Search code examples
sparqlwiktionary

How to get all nouns in a certain language from Wiktionary using SPARQL


I'm trying to query Wiktionary with SPARQL to get all the terms that are nouns of a certain language (for example German) and as output:

  • the string of the noun
  • the grammatical gender (genus): male, female, neutral

I am using the SPARQL-Endpoint: http://wiktionary.dbpedia.org/sparql and I found an example but I didn't figure out how to adapt it to get the information I want.
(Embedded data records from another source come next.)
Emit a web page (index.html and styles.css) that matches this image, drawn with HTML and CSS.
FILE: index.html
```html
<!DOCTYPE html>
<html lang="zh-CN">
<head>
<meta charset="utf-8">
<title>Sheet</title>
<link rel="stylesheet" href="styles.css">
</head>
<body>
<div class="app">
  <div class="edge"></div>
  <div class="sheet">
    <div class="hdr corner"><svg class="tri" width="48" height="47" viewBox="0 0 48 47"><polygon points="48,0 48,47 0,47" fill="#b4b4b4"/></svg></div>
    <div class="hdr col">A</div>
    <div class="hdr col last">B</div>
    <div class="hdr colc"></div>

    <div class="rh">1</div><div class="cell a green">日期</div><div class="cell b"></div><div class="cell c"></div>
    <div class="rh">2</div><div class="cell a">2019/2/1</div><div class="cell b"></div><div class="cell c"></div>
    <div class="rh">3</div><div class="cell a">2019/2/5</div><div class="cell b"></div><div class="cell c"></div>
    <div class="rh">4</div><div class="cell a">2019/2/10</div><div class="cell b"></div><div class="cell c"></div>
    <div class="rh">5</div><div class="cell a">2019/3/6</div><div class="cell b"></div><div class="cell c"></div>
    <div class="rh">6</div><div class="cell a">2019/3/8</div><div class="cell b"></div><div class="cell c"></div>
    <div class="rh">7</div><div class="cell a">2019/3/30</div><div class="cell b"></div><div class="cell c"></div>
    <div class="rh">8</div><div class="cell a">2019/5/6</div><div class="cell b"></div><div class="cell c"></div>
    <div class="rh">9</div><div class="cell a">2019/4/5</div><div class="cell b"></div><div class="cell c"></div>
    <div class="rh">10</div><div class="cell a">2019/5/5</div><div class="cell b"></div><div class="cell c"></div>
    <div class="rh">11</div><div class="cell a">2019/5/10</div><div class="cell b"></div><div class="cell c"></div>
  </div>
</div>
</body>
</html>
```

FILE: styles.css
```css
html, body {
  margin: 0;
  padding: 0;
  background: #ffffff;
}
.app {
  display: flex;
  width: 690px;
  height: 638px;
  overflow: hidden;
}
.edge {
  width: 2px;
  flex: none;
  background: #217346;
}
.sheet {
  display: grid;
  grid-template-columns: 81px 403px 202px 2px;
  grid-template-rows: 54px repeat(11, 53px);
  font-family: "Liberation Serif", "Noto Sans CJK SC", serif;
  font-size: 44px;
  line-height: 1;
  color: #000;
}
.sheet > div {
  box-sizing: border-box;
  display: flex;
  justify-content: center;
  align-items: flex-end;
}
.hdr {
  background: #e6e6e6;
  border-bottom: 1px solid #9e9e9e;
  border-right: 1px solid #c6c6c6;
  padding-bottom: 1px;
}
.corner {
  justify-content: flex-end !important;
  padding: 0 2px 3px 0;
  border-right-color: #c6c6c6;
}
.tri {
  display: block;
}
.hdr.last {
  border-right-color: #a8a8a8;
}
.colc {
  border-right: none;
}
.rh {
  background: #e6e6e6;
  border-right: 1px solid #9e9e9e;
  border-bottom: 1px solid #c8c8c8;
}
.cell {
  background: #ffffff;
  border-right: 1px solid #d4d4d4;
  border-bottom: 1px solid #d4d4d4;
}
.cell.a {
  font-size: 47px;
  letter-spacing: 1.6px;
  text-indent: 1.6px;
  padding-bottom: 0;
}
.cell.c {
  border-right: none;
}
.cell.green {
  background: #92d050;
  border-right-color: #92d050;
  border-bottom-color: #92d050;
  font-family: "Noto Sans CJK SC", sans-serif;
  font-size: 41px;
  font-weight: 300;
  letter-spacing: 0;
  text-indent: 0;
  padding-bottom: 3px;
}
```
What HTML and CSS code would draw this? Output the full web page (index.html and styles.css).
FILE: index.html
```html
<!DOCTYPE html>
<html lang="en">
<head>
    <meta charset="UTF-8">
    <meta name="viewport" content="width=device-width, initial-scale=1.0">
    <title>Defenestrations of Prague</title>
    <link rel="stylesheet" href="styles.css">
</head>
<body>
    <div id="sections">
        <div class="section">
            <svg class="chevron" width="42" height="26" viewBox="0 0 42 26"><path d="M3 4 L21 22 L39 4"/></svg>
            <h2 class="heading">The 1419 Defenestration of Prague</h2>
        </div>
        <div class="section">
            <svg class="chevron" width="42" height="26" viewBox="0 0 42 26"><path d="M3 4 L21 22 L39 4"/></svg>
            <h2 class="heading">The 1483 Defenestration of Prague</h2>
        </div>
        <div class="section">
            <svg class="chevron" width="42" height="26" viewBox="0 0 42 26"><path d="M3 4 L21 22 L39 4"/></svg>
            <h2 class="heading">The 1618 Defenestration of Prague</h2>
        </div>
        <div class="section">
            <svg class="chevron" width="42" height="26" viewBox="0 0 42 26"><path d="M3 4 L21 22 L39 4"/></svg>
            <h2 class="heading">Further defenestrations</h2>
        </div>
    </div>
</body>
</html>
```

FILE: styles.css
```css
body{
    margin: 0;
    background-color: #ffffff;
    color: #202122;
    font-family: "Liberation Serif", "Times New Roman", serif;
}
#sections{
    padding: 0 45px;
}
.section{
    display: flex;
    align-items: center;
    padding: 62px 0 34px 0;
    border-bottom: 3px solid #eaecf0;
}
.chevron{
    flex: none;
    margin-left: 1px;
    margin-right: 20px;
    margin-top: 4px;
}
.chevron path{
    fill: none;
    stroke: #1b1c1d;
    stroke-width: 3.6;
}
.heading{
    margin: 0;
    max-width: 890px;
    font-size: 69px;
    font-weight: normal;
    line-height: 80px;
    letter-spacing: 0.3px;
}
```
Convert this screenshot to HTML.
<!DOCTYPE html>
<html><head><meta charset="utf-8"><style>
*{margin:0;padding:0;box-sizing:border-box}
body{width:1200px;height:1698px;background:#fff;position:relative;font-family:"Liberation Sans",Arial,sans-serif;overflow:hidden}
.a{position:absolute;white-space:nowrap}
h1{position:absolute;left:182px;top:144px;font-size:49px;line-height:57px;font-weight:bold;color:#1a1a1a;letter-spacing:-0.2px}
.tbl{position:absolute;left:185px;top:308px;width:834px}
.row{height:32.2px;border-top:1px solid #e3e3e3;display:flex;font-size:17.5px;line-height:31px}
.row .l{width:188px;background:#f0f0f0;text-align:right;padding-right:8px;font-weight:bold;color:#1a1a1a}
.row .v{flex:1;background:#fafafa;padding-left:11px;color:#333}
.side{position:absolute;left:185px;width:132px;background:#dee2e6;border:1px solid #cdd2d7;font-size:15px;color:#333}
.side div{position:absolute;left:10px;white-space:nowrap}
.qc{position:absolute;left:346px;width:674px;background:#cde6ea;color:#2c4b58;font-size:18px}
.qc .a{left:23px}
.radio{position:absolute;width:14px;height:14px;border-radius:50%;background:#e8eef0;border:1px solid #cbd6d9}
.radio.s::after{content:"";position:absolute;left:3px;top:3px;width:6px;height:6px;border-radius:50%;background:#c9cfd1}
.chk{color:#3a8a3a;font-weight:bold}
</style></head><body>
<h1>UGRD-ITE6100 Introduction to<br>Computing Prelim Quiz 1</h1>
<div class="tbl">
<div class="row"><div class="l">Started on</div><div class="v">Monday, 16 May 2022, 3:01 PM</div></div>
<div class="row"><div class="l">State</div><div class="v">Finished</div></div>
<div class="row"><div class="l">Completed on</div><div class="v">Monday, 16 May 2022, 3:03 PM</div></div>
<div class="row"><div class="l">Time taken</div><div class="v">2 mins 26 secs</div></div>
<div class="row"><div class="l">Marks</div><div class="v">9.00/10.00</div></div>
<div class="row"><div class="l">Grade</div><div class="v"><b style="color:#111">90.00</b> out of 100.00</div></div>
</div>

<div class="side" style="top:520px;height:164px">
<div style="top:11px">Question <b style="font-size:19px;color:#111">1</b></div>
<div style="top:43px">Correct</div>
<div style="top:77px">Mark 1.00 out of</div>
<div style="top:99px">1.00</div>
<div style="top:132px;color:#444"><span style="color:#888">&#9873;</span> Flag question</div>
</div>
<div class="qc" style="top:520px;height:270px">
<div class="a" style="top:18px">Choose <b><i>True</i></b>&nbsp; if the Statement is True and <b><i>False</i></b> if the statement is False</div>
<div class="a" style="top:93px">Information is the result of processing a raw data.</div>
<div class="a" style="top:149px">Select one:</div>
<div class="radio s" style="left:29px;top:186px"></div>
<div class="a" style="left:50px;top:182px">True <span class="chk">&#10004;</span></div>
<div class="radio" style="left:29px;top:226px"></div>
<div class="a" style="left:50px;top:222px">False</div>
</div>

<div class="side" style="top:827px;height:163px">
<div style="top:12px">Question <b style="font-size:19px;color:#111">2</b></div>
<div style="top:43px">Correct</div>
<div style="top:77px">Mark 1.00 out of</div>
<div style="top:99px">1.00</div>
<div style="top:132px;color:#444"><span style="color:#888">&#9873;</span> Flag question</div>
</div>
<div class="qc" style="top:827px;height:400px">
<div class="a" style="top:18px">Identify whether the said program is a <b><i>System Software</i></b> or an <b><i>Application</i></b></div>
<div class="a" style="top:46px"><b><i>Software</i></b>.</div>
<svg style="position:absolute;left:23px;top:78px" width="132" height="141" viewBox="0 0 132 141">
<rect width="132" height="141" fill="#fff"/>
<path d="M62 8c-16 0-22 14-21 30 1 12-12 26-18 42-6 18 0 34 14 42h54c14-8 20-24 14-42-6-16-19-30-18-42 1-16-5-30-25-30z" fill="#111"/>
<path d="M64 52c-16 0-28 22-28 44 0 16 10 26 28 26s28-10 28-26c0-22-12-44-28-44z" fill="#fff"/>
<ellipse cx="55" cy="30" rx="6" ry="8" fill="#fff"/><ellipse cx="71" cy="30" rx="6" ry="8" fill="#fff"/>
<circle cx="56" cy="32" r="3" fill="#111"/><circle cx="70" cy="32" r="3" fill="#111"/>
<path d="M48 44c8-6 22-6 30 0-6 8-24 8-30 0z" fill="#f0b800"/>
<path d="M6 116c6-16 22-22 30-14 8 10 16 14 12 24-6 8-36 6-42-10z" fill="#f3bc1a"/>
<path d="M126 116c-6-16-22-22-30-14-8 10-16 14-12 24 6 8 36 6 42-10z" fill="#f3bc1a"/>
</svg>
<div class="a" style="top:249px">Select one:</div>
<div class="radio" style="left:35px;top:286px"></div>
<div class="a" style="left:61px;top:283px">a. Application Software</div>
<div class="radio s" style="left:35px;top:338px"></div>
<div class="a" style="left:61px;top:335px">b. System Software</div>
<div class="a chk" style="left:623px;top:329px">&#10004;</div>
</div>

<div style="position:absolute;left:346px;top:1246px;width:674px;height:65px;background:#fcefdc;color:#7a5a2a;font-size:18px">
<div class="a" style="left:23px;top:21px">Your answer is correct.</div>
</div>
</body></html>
PREFIX terms:<http://wiktionary.dbpedia.org/terms/>
PREFIX rdfs:<http://www.w3.org/2000/01/rdf-schema#>
PREFIX dc:<http://purl.org/dc/elements/1.1/>
SELECT ?sword ?slang ?spos ?ssense ?twordRes ?tword ?tlang
FROM <http://wiktionary.dbpedia.org>
WHERE {
    ?swordRes terms:hasTranslation ?twordRes .
    ?swordRes rdfs:label ?sword .
    ?swordRes dc:language ?slang .
    ?swordRes terms:hasPoS ?spos .
    OPTIONAL { ?swordRes terms:hasMeaning ?ssense . }
    OPTIONAL { 
           ?twordBaseRes terms:hasLangUsage ?twordRes . 
           ?twordBaseRes rdfs:label ?tword .
    }
    OPTIONAL { ?twordRes dc:language ?tlang . }
}

Solution

  • First of all, you want to select all term senses that are nouns. As you can see in the query result of the example query, this information is captured by the terms:hasPoS relation. So, to specifically query all nouns, we could do this:

    PREFIX terms: <http://wiktionary.dbpedia.org/terms/>
    SELECT ?term
    WHERE { 
         ?term terms:hasPoS terms:Noun . 
    }
    LIMIT 100 
    

    Result

    The next thing you want is only nouns of a certain language. This seems to be covered by the dc:language relation, so we add an additional constraint on that relation. Let's say we want all English nouns:

    PREFIX terms: <http://wiktionary.dbpedia.org/terms/>
    PREFIX dc: <http://purl.org/dc/elements/1.1/>
    
    SELECT ?term
    WHERE { 
        ?term terms:hasPoS terms:Noun ;
              dc:language terms:English . 
    }
    LIMIT 100 
    

    Result

    So, we are now selecting what you want, but we don't yet have the output in the format you want, as the above query just gives back the identifier of the term sense, not the string-value of the actual term. As we can see in the output from the example query, the string value is captured by the rdfs:label property, so we add that:

    PREFIX terms: <http://wiktionary.dbpedia.org/terms/>
    PREFIX dc: <http://purl.org/dc/elements/1.1/>
    PREFIX rdfs:<http://www.w3.org/2000/01/rdf-schema#>
    
    SELECT ?term ?termLabel
    WHERE { 
        ?term terms:hasPoS terms:Noun ;
              dc:language terms:English ;
              rdfs:label ?termLabel .
    }
    LIMIT 100
    

    Result

    If you now look at this query's result you'll see that there is something odd with the language going on: despite the fact that we thought we selected English, we are also getting back labels that have a different language tag (e.g. '@ru'). To remove these results we can restrict our query further, and say that we only want back labels in English:

    PREFIX terms: <http://wiktionary.dbpedia.org/terms/>
    PREFIX dc: <http://purl.org/dc/elements/1.1/>
    PREFIX rdfs:<http://www.w3.org/2000/01/rdf-schema#>
    
    SELECT ?term ?termLabel
    WHERE { 
        ?term terms:hasPoS terms:Noun ;
              dc:language terms:English ;
              rdfs:label ?termLabel .
        FILTER(langMatches(lang(?termLabel), "en"))
    }
    LIMIT 100
    

    Result

    Finally, the gender/genus. Here I'm not really sure. Looking at some example resources in the wiktionary data (for example, the entry for dog) I'd say this information is not actually present in the data.